▶ **Work to do**: Go through the lines below. Copy those with "components".

▶ **Supplied material**:
-----

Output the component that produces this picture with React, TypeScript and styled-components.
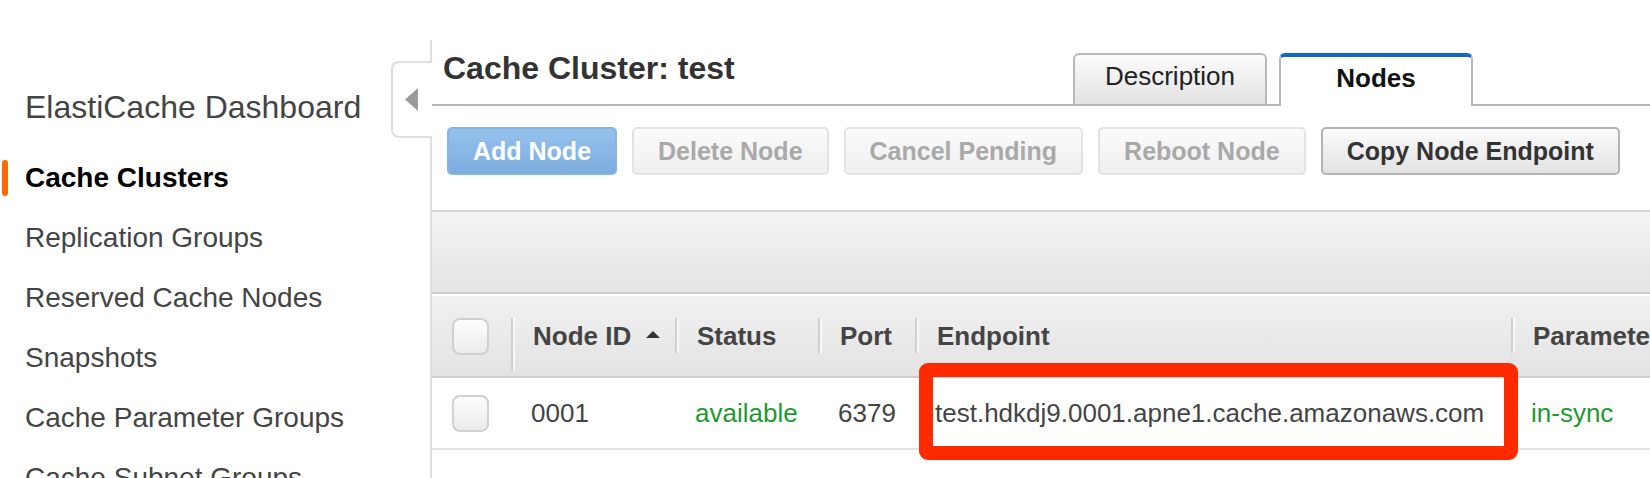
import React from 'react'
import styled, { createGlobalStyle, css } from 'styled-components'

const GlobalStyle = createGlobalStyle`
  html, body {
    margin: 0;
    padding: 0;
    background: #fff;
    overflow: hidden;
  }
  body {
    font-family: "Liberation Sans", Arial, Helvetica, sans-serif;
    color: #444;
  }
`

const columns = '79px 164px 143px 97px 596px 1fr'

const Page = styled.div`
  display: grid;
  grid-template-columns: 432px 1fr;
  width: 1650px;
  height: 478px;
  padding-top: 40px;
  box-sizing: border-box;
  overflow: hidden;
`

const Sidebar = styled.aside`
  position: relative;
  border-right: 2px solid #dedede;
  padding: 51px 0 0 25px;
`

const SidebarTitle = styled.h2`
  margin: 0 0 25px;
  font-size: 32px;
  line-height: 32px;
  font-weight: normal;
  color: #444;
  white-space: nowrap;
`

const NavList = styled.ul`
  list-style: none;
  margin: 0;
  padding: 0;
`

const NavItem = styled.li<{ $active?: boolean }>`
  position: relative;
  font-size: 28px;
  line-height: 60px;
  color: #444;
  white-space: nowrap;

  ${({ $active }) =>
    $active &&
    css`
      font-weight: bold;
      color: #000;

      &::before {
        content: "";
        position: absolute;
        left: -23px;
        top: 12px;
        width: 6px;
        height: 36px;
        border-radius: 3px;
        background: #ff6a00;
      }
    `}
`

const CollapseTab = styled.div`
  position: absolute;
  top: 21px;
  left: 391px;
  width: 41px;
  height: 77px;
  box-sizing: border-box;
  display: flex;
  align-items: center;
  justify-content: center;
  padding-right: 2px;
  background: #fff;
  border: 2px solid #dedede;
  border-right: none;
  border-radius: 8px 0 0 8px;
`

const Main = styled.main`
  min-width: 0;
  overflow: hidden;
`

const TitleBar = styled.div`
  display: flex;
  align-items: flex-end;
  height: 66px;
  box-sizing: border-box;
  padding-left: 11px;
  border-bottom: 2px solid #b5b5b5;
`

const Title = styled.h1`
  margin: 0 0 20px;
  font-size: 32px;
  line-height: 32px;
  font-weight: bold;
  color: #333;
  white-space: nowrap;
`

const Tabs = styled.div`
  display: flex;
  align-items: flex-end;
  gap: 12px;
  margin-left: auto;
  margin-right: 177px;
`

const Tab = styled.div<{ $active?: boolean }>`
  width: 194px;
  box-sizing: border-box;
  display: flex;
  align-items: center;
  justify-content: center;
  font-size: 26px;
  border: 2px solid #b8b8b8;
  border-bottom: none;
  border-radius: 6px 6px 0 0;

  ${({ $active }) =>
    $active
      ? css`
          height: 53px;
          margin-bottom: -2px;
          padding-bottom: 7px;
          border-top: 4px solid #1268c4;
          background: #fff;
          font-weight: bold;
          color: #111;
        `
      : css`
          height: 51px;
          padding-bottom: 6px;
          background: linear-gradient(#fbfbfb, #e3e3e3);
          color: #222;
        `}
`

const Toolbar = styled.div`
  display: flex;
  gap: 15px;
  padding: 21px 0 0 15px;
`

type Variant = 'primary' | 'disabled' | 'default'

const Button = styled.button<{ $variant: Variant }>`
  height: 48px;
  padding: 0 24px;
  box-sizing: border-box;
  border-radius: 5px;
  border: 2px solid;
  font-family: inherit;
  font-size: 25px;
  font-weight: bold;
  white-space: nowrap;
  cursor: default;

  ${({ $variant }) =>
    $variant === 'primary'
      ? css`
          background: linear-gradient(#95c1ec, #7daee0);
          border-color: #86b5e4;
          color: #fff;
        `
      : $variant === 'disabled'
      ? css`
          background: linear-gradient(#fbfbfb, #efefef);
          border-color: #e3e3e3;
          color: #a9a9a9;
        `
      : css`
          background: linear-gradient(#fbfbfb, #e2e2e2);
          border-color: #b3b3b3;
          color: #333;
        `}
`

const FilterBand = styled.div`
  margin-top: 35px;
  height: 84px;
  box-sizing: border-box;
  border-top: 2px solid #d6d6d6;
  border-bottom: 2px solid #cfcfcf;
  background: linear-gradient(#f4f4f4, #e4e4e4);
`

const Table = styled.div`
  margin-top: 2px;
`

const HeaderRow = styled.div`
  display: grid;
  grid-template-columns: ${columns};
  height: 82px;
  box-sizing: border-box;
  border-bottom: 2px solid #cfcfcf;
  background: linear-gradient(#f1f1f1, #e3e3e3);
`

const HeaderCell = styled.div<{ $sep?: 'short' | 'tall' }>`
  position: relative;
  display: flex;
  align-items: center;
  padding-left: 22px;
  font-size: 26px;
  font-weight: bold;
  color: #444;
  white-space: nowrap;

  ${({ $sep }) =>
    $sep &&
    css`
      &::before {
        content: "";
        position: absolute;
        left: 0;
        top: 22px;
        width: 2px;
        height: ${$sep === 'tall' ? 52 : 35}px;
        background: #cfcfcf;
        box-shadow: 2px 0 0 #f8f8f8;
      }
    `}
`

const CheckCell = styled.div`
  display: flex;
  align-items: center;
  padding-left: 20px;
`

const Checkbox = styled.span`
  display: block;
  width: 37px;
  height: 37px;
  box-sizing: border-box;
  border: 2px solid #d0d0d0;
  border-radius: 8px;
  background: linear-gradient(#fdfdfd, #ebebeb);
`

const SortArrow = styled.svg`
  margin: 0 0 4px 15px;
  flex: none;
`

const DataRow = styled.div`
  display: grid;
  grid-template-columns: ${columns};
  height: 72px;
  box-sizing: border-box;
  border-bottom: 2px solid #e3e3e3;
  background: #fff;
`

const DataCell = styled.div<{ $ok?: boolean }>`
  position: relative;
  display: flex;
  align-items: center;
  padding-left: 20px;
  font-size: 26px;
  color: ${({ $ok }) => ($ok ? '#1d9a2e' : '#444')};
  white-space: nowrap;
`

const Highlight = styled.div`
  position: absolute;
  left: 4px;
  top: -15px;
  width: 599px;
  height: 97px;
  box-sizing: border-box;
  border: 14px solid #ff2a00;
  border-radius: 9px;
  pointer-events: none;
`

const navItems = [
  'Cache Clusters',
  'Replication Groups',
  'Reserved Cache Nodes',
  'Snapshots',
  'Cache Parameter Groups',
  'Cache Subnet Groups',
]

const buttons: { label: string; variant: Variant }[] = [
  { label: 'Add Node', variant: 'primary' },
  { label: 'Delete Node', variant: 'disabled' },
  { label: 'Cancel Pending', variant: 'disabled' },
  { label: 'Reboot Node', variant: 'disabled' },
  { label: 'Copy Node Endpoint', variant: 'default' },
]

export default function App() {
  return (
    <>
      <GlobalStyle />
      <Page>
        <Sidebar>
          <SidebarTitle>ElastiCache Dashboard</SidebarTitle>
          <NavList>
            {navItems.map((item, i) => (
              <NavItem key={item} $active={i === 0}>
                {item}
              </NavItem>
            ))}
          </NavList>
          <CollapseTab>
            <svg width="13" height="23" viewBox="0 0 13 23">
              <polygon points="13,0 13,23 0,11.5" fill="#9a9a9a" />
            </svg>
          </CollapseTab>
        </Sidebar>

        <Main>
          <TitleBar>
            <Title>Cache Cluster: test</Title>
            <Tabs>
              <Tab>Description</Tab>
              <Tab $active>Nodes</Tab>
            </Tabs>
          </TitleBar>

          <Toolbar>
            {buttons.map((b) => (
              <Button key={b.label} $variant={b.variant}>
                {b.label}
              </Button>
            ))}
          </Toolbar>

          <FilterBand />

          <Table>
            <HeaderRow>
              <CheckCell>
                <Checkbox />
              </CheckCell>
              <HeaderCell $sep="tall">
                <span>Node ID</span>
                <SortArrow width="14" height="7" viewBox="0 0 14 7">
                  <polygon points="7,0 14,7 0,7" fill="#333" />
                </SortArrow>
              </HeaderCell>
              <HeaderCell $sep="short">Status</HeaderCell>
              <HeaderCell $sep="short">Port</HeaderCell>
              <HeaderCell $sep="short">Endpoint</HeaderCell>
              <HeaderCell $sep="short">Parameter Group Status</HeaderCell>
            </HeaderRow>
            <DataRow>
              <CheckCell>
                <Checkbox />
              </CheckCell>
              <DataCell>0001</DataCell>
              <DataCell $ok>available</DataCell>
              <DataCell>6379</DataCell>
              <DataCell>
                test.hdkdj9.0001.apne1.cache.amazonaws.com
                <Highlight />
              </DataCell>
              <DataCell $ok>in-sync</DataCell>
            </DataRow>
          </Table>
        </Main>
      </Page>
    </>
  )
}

-----

▶ **Exercise solution**:
Output the component that produces this picture with React, TypeScript and styled-components.
import styled, { createGlobalStyle, css } from 'styled-components'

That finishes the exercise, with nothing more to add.